## WHAT YOU HAVE TO DO
Search the material below for the string "index" and list each line that holds it.
══ RAW DATA ══
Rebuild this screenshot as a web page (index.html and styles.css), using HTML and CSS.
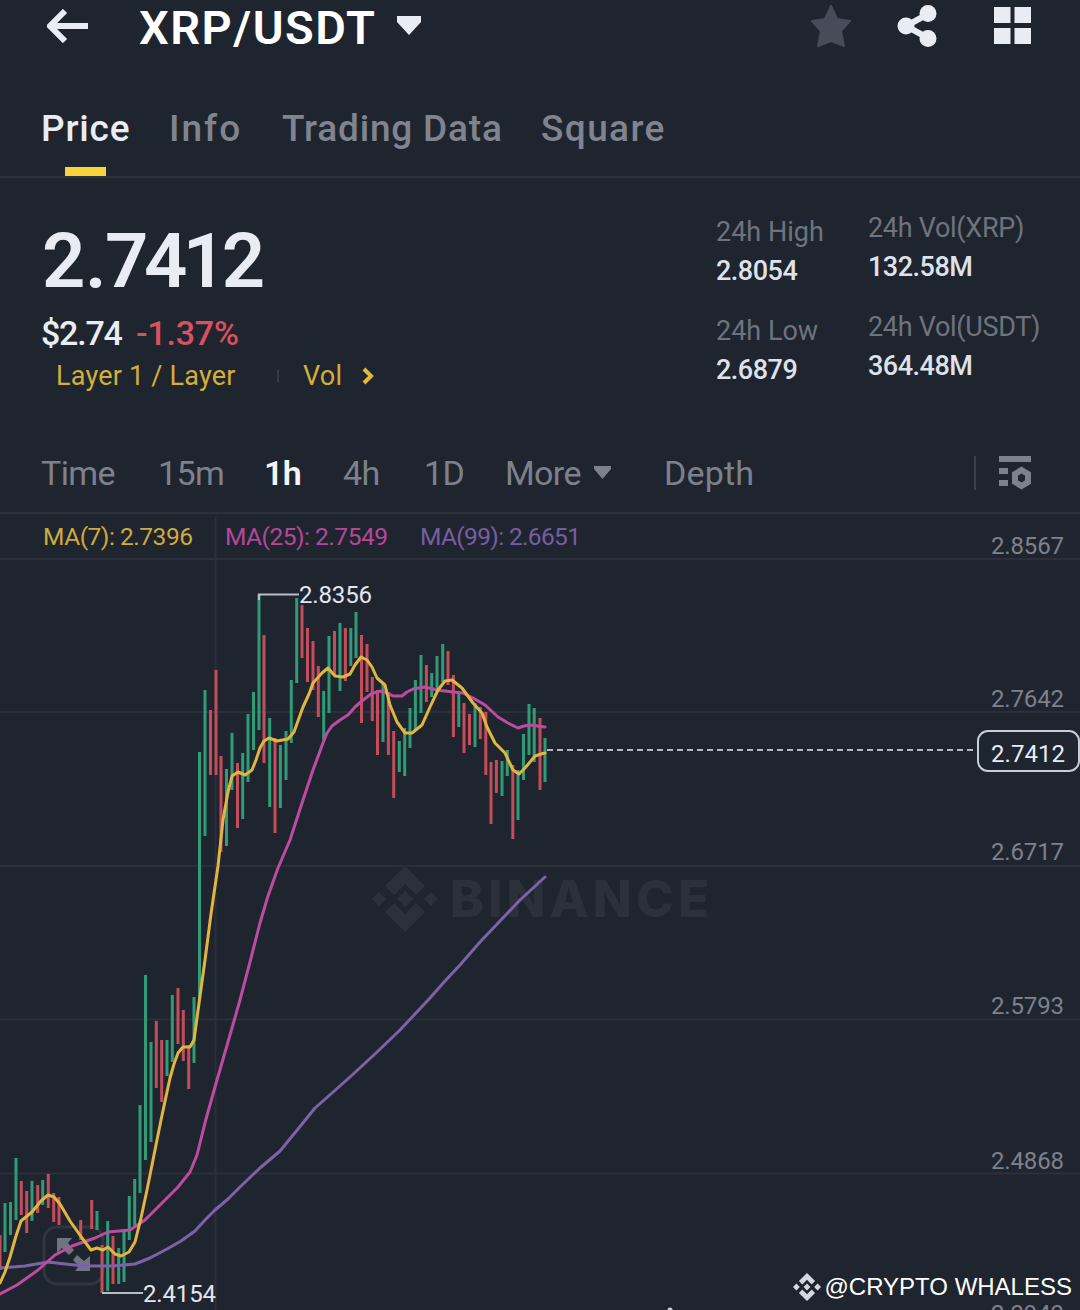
FILE: index.html
```html
<!DOCTYPE html>
<html lang="en">

<head>
    <meta charset="UTF-8">
    <meta name="viewport" content="width=device-width, initial-scale=1.0">
    <title>XRP/USDT | Price</title>
    <link rel="stylesheet" href="styles.css">
</head>

<body>

    <div class="header">
        <svg class="back-icon" viewBox="0 0 42 34" width="42" height="34">
            <path d="M18 2L3 17L18 32M3 17H41" />
        </svg>
        <h1 class="pair">XRP/USDT</h1>
        <svg class="pair-caret" viewBox="0 0 26 20" width="26" height="20">
            <path d="M1 0H25V6L13 19L1 6Z" />
        </svg>
        <div class="header-icons">
            <svg viewBox="0 0 42 44" width="42" height="44">
                <path class="star" d="M21 2L27 15L40 17L31 27L34 42L21 37L8 42L11 27L2 17L15 15Z" />
            </svg>
            <svg viewBox="0 0 40 44" width="40" height="44">
                <path class="share-line" d="M31 10L9 22L31 34" />
                <circle cx="9" cy="22" r="8.500" />
                <circle cx="31" cy="9.500" r="8.500" />
                <circle cx="31" cy="34.500" r="8.500" />
            </svg>
            <svg viewBox="0 0 37 37" width="37" height="37">
                <path d="M0 0H16.500V16H0ZM20.500 0H37V16H20.500ZM0 21H16.500V37H0ZM20.500 21H37V37H20.500Z" />
            </svg>
        </div>
    </div>

    <div class="tabs">
        <div class="tab active">Price</div>
        <div class="tab info">Info</div>
        <div class="tab data">Trading Data</div>
        <div class="tab square">Square</div>
    </div>

    <div class="summary">
        <div class="price-box">
            <div class="price">2<span class="point">.</span>7412</div>
            <div class="change"><span class="usd">$2.74</span><span class="percent">-1.37%</span></div>
            <div class="tags">
                <span class="layer">Layer 1 / Layer</span>
                <span class="tag-line"></span>
                <span class="vol">Vol</span>
                <svg viewBox="0 0 12 18" width="12" height="18">
                    <path d="M2 2L9 9L2 16" />
                </svg>
            </div>
        </div>
        <div class="stats">
            <div class="label high">24h High</div>
            <div class="value">2.8054</div>
            <div class="label low">24h Low</div>
            <div class="value">2.6879</div>
        </div>
        <div class="stats stats-vol">
            <div class="label">24h Vol(XRP)</div>
            <div class="value">132.58M</div>
            <div class="label">24h Vol(USDT)</div>
            <div class="value">364.48M</div>
        </div>
    </div>

    <div class="periods">
        <span>Time</span>
        <span>15m</span>
        <span class="active">1h</span>
        <span>4h</span>
        <span>1D</span>
        <span class="more">More
            <svg viewBox="0 0 17 14" width="17" height="14">
                <path d="M0 0H17V3L8.500 13L0 3Z" />
            </svg>
        </span>
        <span class="depth">Depth</span>
        <span class="settings">
            <svg viewBox="0 0 33 34" width="33" height="34">
                <path d="M0 0H32V6H0ZM0 12H9V18H0ZM0 24H9V30H0Z" />
                <path class="hexagon" d="M22.500 14L29 18V26L22.500 30L16 26V18Z" />
            </svg>
        </span>
    </div>

    <svg class="chart" viewBox="0 514 1080 796" width="1080" height="796">
        <!-- grid -->
        <path class="grid" d="M0 559H1080M0 712H1080M0 866H1080M0 1019.500H1080M0 1173.500H1080M215.500 517V1310" />

        <!-- watermark -->
        <g class="watermark">
            <path d="M405 866L425 886L416 895L405 884L394 895L385 886ZM405 932L425 912L416 903L405 914L394 903L385 912ZM379 892L386 899L379 906L372 899ZM431 892L438 899L431 906L424 899ZM405 891L413 899L405 907L397 899Z" />
            <text x="450" y="917" textLength="259">BINANCE</text>
        </g>

        <!-- fullscreen button -->
        <rect class="full-box" x="44" y="1227" width="59" height="57" rx="13" />
        <path class="full-arrow" d="M57 1238H72L68 1243L74 1250L69 1255L62 1248L57 1253ZM90 1271H75L79 1266L73 1260L77 1255L84 1261L90 1256Z" />

        <!-- candles -->
        <path class="up" d="M5 1203V1252M10.500 1202V1235M16 1158V1220M32 1181V1221M42.700 1180V1205M97 1211V1230M107.700 1221V1291M118.700 1248V1284M124 1230V1282M129.300 1196V1240M134.700 1179V1227M140 1105V1193M145.500 975V1160M151 1042V1142M167 1040V1076M172.300 995V1062M194 997V1063M199.500 752V1000M205 690V836M226.500 769V846M232 733V790M242.700 753V819M248 714V782M253.500 692V750M259 594V730M269.700 718V807M280.400 745V808M286 731V780M291.300 680V743M296.700 598V683M323.700 691V740M329 636V713M340 623V691M350.800 628V666M356 612V658M383 683V742M399.300 741V772M404.700 728V776M410 708V748M415.400 680V730M421 655V713M431.700 673V697M437 656V690M442.700 644V682M458.800 694V727M475 703V747M502 761V796M507.300 750V776M518 770V820M523.500 734V780M529 704V755M534.200 708V762M545 738V782" />
        <path class="down" d="M0 1235V1270M21.300 1181V1215M26.700 1191V1233M37.700 1185V1213M48.300 1174V1208M53.700 1193V1222M59 1197V1225M80.700 1220V1240M91.700 1200V1229M102 1245V1293M113 1236V1284M156.300 1021V1088M161.700 1040V1102M178 988V1044M183.300 1010V1061M188.700 1045V1089M210.500 710V775M216 670V775M221 756V852M237.500 763V828M264 635V763M275 738V833M302 605V658M307.500 628V682M313 641V690M318.300 666V717M334.500 631V676M345.400 628V681M361.500 635V723M367 644V692M372.300 677V721M377.500 690V755M388.400 692V755M393.700 731V798M426.400 665V702M448 651V685M453.400 675V737M464 703V753M469.500 714V745M480.300 707V739M485.800 712V775M491 762V824M496.400 760V793M512.800 765V839M540 718V790" />

        <!-- moving averages -->
        <polyline class="ma99" points="0,1268 25,1266 48,1262 65,1264 85,1266 113,1266 135,1264 150,1258 167,1249 181,1241 195,1231 205,1220 215,1210 228,1199 240,1187 260,1168 280,1151 298,1129 315,1108 332,1093 350,1077 376,1053 400,1030 415,1014 430,998 445,981 460,965 480,942 500,921 520,900 545,877" />
        <polyline class="ma25" points="0,1294 17,1285 38,1270 55,1255 72,1246 95,1238 108,1232 130,1230 145,1220 165,1200 178,1187 190,1172 197,1155 206,1119 217,1080 228,1042 240,1000 250,962 260,923 268,896 278,868 290,840 303,800 313,770 323,743 327,733 332,726 340,720 348,715 355,707 362,701 371,694 380,691 387,693 393,696 402,696 407,692 413,689 425,687 437,690 453,692 463,693 473,698 485,705 498,717 508,723 518,728 524,726 530,725 545,727" />
        <polyline class="ma7" points="0,1283 5,1272 10,1257 16,1236 21,1221 32,1212 41,1201 48,1195 54,1197 60,1204 70,1221 82,1238 91,1250 97,1248 103,1250 108,1247 115,1254 121,1256 129,1252 135,1242 141,1218 147,1190 153,1160 161,1120 170,1078 174,1064 178,1053 183,1047 190,1047 194,1040 197,1018 205,960 211,914 218,866 223,820 228,792 232,776 238,772 245,775 252,770 256,760 260,748 264,741 269,738 277,741 288,739 294,732 303,707 309,694 313,683 322,673 328,668 335,676 343,677 350,674 355,665 361,657 367,660 372,667 377,678 385,685 390,705 397,722 405,733 412,733 422,725 430,707 438,690 445,681 452,680 462,688 473,703 482,713 487,727 495,743 505,753 513,770 519,774 525,768 535,756 541,754 545,753" />

        <!-- ma legend -->
        <g class="legend">
            <text class="ma7-text" x="43" y="545" textLength="150">MA(7): 2.7396</text>
            <text class="ma25-text" x="225" y="545" textLength="163">MA(25): 2.7549</text>
            <text class="ma99-text" x="420" y="545" textLength="161">MA(99): 2.6651</text>
        </g>

        <!-- high and low marks -->
        <path class="mark-line" d="M259 600V594.500H299M102 1293H143" />
        <g class="mark">
            <text x="299" y="603" textLength="73">2.8356</text>
            <text x="143" y="1302" textLength="73">2.4154</text>
        </g>

        <!-- price axis -->
        <g class="axis">
            <text x="991" y="554" textLength="73">2.8567</text>
            <text x="991" y="707" textLength="73">2.7642</text>
            <text x="991" y="860" textLength="73">2.6717</text>
            <text x="991" y="1014" textLength="73">2.5793</text>
            <text x="991" y="1169" textLength="73">2.4868</text>
            <text x="991" y="1322" textLength="73">2.3943</text>
        </g>

        <!-- current price -->
        <path class="current-line" d="M547 750H977" />
        <rect class="current-box" x="978" y="731" width="101" height="40" rx="10" />
        <text class="current" x="991" y="762" textLength="74">2.7412</text>
        <circle class="dot" cx="670" cy="1310" r="2.500" />
    </svg>

    <div class="author">
        <svg viewBox="372 866 66 66" width="28" height="28">
            <path d="M405 866L424 885L416 893L405 882L394 893L386 885ZM405 932L424 913L416 905L405 916L394 905L386 913ZM380 891L388 899L380 907L372 899ZM430 891L438 899L430 907L422 899ZM405 891L413 899L405 907L397 899Z" />
        </svg>
        <span>@CRYPTO WHALESS</span>
    </div>

</body>

</html>
```
FILE: styles.css
```css
* {
    margin: 0;
    padding: 0;
    box-sizing: border-box;
}

body {
    position: relative;
    width: 1080px;
    height: 1310px;
    overflow: hidden;
    background-color: #1f252f;
    color: #eaecf4;
    font-family: Roboto, Inter, sans-serif;
}

svg {
    display: block;
    flex-shrink: 0;
}

.header {
    display: flex;
    align-items: center;
    height: 51px;
    padding: 0 49px 0 47px;
}

.back-icon {
    fill: none;
    stroke: #eaecf4;
    stroke-width: 6;
}

.pair {
    margin-left: 50px;
    width: 257px;
    padding-top: 4px;
    font-size: 47px;
    font-weight: 600;
    line-height: 51px;
    letter-spacing: 1.5px;
    color: #fff;
}

.pair-caret {
    fill: #eaecf4;
}

.header-icons {
    display: flex;
    align-items: center;
    margin-left: auto;
    fill: #eaecf4;
}

.header-icons svg:nth-child(2) {
    margin-left: 45px;
}

.header-icons svg:nth-child(3) {
    margin-left: 57px;
}

.header-icons .star {
    fill: #474c5a;
    stroke: #474c5a;
    stroke-width: 2;
    stroke-linejoin: round;
}

.share-line {
    fill: none;
    stroke: #eaecf4;
    stroke-width: 6;
}

.tabs {
    display: grid;
    grid-template-columns: 128px 113px 259px 1fr;
    height: 127px;
    padding: 55px 0 0 41px;
    border-bottom: 2px solid #2c313b;
}

.tab {
    font-size: 37px;
    font-weight: 500;
    line-height: 45px;
    letter-spacing: 0.8px;
    color: #80848f;
}

.tab.info {
    letter-spacing: 2px;
}

.tab.square {
    letter-spacing: 1.4px;
}

.tab.active {
    color: #eaecf4;
}

.tab.active::after {
    content: "";
    display: block;
    width: 41px;
    height: 9px;
    margin: 16px 0 0 24px;
    background-color: #f8d33a;
}

.summary {
    display: flex;
    height: 256px;
    padding-left: 42px;
}

.price-box {
    width: 674px;
    padding-top: 44px;
}

.price {
    font-size: 76px;
    font-weight: 600;
    line-height: 78px;
    letter-spacing: -4.5px;
}

.point {
    margin: 0 3px 0 4px;
}

.change {
    margin-top: 14px;
    font-size: 34px;
    font-weight: 500;
    line-height: 38px;
}

.usd {
    display: inline-block;
    width: 95px;
    margin-left: -1px;
    letter-spacing: -1.2px;
}

.percent {
    color: #d9505f;
    letter-spacing: -0.2px;
}

.tags {
    display: flex;
    align-items: center;
    margin-top: 9px;
    padding-left: 14px;
    font-size: 27px;
    line-height: 30px;
    letter-spacing: 0.2px;
    color: #d3ae3a;
}

.layer {
    width: 221px;
}

.tag-line {
    width: 2px;
    height: 12px;
    background-color: #363b46;
}

.vol {
    width: 59px;
    margin-left: 24px;
}

.tags svg {
    fill: none;
    stroke: #e0b93a;
    stroke-width: 4;
}

.stats {
    width: 152px;
    padding-top: 35px;
    font-size: 27px;
    line-height: 39px;
    white-space: nowrap;
}

.stats-vol {
    padding-top: 31px;
}

.label {
    color: #6e737e;
}

.stats-vol .label {
    letter-spacing: -0.3px;
}

.value {
    font-weight: 500;
    letter-spacing: -0.5px;
    color: #dfe2ea;
}

.value:nth-child(2) {
    margin-bottom: 21px;
}

.periods {
    display: grid;
    grid-template-columns: 117px 106px 79px 81px 81px 159px 310px 1fr;
    align-items: center;
    height: 80px;
    padding-left: 41px;
    border-bottom: 2px solid #2c313b;
    font-size: 34px;
    letter-spacing: -0.6px;
    color: #7d818c;
}

.periods .active {
    font-weight: 600;
    color: #f3f5fa;
}

.periods .depth {
    letter-spacing: 0.2px;
}

.more {
    display: flex;
    align-items: center;
    gap: 13px;
}

.periods svg {
    fill: #7d818c;
}

.settings {
    height: 34px;
    padding-left: 23px;
    border-left: 2px solid #3a3f4a;
}

.settings .hexagon {
    fill: none;
    stroke: #7d818c;
    stroke-width: 6;
}

.grid {
    fill: none;
    stroke: #2a2f39;
    stroke-width: 2;
}

.watermark {
    fill: #2b303a;
    font-family: Inter, sans-serif;
    font-size: 51px;
    font-weight: 800;
}

.full-box {
    fill: none;
    stroke: #30353f;
    stroke-width: 3;
}

.full-arrow {
    fill: #6f7480;
}

.up,
.down {
    fill: none;
    stroke-width: 3;
}

.up {
    stroke: #319b77;
}

.down {
    stroke: #c44d5b;
}

.ma7,
.ma25,
.ma99 {
    fill: none;
    stroke-width: 3;
    stroke-linejoin: round;
    stroke-linecap: round;
}

.ma7 {
    stroke: #e0b640;
}

.ma25 {
    stroke: #bd4b9f;
}

.ma99 {
    stroke: #7c62a8;
}

.legend {
    font-size: 24.5px;
}

.ma7-text {
    fill: #cdab3c;
}

.ma25-text {
    fill: #b5479a;
}

.ma99-text {
    fill: #765ea0;
}

.mark-line {
    fill: none;
    stroke: #b9bdc7;
    stroke-width: 2;
}

.mark {
    font-size: 24px;
    fill: #e4e6ee;
}

.axis {
    font-size: 24px;
    fill: #7d818c;
}

.current-line {
    stroke: #b4b8c2;
    stroke-width: 2;
    stroke-dasharray: 6 4;
}

.current-box {
    fill: #1f252f;
    stroke: #c9cdd6;
    stroke-width: 2;
}

.current {
    font-size: 24px;
    fill: #eaecf4;
}

.dot {
    fill: #c9cdd6;
}

.author {
    position: absolute;
    right: 8px;
    bottom: 9px;
    display: flex;
    align-items: center;
    gap: 3px;
    font-family: "Liberation Sans", Arial, sans-serif;
    font-size: 24px;
    line-height: 29px;
    color: #fff;
}

.author svg {
    fill: #d5d8df;
}
```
═══
## FINAL RESULT
Rebuild this screenshot as a web page (index.html and styles.css), using HTML and CSS.
FILE: index.html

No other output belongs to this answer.